- **Directive**
Assemble all lines in which the string "React" appears.
>> BEGIN
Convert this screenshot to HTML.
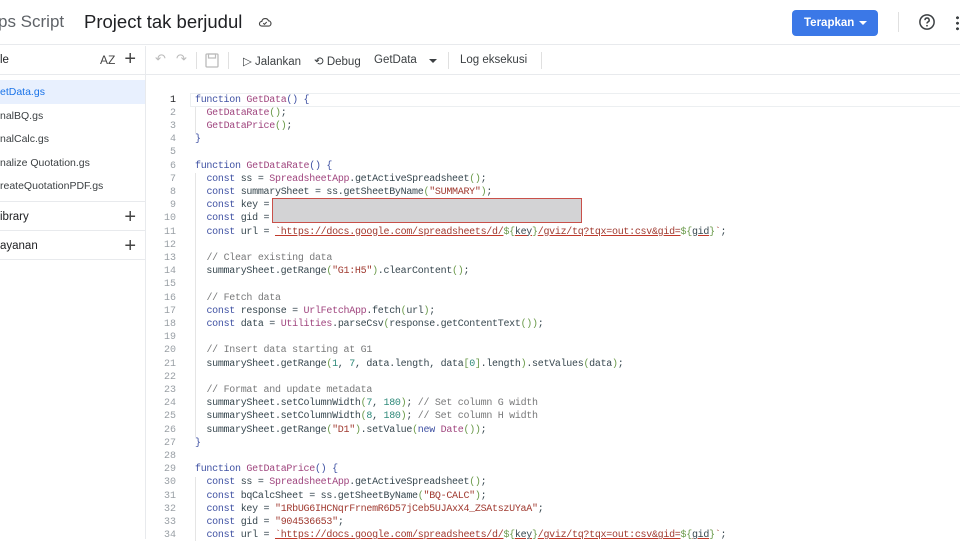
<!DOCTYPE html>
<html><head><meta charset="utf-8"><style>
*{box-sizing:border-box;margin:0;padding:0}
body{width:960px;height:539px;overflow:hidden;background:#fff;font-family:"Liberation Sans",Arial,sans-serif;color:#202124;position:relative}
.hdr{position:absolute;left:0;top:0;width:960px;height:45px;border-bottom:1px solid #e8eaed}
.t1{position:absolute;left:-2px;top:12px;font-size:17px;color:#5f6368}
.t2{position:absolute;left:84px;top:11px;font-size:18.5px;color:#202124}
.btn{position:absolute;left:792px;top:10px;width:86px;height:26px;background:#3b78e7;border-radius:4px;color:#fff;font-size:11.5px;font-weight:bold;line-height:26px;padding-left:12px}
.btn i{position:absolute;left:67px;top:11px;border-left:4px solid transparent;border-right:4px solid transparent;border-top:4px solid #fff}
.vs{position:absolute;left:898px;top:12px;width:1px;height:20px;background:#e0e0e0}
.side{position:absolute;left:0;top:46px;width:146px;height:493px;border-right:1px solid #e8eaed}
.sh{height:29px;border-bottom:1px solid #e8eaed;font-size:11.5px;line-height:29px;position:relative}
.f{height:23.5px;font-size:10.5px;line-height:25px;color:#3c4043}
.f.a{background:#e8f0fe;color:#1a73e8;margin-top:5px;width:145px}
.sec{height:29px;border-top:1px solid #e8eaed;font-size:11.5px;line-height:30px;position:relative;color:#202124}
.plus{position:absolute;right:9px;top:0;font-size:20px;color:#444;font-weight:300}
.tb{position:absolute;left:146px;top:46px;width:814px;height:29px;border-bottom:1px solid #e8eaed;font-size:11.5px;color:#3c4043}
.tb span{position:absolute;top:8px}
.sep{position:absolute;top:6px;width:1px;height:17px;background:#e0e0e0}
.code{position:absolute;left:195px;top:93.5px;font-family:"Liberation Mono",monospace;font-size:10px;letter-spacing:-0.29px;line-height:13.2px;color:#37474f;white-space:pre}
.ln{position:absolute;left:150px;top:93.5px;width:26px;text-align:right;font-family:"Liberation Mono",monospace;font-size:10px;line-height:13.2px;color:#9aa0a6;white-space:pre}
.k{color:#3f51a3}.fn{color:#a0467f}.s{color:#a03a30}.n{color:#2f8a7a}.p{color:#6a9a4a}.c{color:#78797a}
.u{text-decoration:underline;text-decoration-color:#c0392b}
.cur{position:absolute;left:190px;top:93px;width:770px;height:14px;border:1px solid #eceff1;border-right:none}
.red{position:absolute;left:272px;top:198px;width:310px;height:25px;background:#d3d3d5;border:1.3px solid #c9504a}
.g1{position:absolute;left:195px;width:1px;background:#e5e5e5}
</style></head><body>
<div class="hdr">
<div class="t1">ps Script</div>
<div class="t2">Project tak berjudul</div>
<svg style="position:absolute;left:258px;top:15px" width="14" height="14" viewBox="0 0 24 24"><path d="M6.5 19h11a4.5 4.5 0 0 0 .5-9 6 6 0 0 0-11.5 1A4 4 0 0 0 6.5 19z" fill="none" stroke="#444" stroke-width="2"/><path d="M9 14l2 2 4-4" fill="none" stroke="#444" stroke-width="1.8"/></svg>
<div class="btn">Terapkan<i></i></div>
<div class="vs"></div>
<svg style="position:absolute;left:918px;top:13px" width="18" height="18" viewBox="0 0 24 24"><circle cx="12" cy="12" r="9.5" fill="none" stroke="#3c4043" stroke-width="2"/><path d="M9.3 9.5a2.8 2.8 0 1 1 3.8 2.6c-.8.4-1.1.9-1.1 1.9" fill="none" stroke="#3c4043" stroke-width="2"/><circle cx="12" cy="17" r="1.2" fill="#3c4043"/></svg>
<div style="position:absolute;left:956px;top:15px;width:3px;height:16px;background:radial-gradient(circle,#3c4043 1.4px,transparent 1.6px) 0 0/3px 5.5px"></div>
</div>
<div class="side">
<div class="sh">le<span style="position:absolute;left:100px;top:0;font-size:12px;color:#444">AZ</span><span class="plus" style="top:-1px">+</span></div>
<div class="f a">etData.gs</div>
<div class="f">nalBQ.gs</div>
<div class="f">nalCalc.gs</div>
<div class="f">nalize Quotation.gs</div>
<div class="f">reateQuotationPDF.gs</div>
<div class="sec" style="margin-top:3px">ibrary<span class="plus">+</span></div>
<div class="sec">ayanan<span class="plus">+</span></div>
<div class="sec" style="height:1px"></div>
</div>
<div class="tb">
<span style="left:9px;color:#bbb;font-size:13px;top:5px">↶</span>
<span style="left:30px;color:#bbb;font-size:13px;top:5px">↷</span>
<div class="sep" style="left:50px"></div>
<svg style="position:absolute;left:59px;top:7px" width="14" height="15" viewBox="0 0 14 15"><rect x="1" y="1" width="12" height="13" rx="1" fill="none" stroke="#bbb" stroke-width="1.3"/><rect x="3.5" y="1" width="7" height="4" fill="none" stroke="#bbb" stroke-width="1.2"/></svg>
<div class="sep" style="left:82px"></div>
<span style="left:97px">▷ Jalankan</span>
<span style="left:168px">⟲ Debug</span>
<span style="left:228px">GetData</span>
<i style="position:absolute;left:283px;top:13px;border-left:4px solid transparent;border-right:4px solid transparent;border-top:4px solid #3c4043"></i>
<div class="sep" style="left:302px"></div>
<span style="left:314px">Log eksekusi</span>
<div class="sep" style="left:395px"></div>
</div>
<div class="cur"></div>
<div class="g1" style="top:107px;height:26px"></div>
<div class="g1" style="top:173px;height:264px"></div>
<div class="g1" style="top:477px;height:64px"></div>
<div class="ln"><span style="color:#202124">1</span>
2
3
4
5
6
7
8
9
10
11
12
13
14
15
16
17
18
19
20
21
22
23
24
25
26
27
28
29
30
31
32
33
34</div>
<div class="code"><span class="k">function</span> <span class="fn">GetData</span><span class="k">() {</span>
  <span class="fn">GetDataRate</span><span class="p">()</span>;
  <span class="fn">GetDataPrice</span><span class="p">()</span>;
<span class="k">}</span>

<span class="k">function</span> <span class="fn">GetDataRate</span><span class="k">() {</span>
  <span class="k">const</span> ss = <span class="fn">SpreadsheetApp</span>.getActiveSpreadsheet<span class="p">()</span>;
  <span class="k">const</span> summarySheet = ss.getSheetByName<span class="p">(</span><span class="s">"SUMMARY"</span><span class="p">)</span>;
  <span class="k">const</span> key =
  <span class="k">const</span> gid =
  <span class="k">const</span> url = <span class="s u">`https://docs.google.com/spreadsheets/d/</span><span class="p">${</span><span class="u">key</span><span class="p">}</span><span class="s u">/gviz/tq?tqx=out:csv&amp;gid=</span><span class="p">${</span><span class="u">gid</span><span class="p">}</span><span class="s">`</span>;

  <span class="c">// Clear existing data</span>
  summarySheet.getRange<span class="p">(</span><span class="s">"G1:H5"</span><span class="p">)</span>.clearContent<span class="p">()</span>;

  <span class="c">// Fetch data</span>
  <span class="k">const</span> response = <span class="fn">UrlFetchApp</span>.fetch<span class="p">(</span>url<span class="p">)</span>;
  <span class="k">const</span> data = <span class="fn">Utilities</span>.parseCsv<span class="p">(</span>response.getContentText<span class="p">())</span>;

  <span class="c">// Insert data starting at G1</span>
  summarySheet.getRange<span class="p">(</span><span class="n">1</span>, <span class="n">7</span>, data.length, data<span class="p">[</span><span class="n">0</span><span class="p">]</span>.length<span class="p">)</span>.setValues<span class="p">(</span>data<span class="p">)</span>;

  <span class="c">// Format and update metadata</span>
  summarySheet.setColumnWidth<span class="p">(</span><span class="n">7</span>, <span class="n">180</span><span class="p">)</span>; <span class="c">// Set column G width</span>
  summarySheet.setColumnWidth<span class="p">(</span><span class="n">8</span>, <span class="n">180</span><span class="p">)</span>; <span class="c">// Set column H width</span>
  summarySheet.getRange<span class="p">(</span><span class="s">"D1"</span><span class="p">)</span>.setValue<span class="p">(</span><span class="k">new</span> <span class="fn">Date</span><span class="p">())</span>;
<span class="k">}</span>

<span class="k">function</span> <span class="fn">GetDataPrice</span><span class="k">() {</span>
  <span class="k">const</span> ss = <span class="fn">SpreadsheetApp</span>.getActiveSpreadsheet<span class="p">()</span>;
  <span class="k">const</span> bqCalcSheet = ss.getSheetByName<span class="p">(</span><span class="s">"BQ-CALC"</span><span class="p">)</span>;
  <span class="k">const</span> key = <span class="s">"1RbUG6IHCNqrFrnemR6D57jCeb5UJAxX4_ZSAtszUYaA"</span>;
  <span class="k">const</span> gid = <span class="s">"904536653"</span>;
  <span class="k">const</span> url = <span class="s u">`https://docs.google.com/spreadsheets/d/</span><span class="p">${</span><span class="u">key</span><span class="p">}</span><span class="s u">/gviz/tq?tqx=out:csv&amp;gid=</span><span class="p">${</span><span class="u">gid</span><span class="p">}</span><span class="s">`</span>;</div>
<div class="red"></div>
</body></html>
>> END
>> BEGIN
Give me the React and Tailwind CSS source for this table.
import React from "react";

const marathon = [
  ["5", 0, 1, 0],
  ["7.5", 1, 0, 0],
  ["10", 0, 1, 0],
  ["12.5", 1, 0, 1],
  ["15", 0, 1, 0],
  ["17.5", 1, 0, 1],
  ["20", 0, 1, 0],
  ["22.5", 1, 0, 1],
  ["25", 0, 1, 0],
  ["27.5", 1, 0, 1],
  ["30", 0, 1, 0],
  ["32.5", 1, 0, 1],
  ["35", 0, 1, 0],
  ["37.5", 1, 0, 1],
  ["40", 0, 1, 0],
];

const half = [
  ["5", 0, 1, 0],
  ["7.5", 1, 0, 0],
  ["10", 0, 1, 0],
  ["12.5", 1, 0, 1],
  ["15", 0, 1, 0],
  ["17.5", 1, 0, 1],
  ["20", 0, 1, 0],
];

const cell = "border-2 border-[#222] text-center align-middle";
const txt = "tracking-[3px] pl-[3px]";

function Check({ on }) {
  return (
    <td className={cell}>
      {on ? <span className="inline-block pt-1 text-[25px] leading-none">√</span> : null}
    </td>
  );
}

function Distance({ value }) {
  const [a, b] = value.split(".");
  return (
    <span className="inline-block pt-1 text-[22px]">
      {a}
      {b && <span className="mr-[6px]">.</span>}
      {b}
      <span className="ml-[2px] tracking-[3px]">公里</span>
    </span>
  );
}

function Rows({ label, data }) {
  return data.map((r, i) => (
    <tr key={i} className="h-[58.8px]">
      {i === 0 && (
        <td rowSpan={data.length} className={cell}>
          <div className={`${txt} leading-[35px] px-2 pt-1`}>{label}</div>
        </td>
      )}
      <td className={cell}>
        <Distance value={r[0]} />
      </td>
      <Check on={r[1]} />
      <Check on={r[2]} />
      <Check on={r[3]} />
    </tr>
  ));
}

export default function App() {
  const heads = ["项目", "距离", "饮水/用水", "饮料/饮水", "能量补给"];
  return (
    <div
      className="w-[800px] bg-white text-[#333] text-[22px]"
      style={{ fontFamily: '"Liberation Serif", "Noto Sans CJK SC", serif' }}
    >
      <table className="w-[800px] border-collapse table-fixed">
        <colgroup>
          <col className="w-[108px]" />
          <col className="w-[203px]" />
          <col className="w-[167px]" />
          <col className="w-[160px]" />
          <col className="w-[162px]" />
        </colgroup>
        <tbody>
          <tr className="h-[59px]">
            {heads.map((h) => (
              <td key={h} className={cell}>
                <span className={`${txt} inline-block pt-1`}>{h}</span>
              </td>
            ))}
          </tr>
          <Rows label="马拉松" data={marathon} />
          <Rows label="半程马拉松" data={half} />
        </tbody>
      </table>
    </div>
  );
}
>> END
- **Correct result**
Give me the React and Tailwind CSS source for this table.
import React from "react";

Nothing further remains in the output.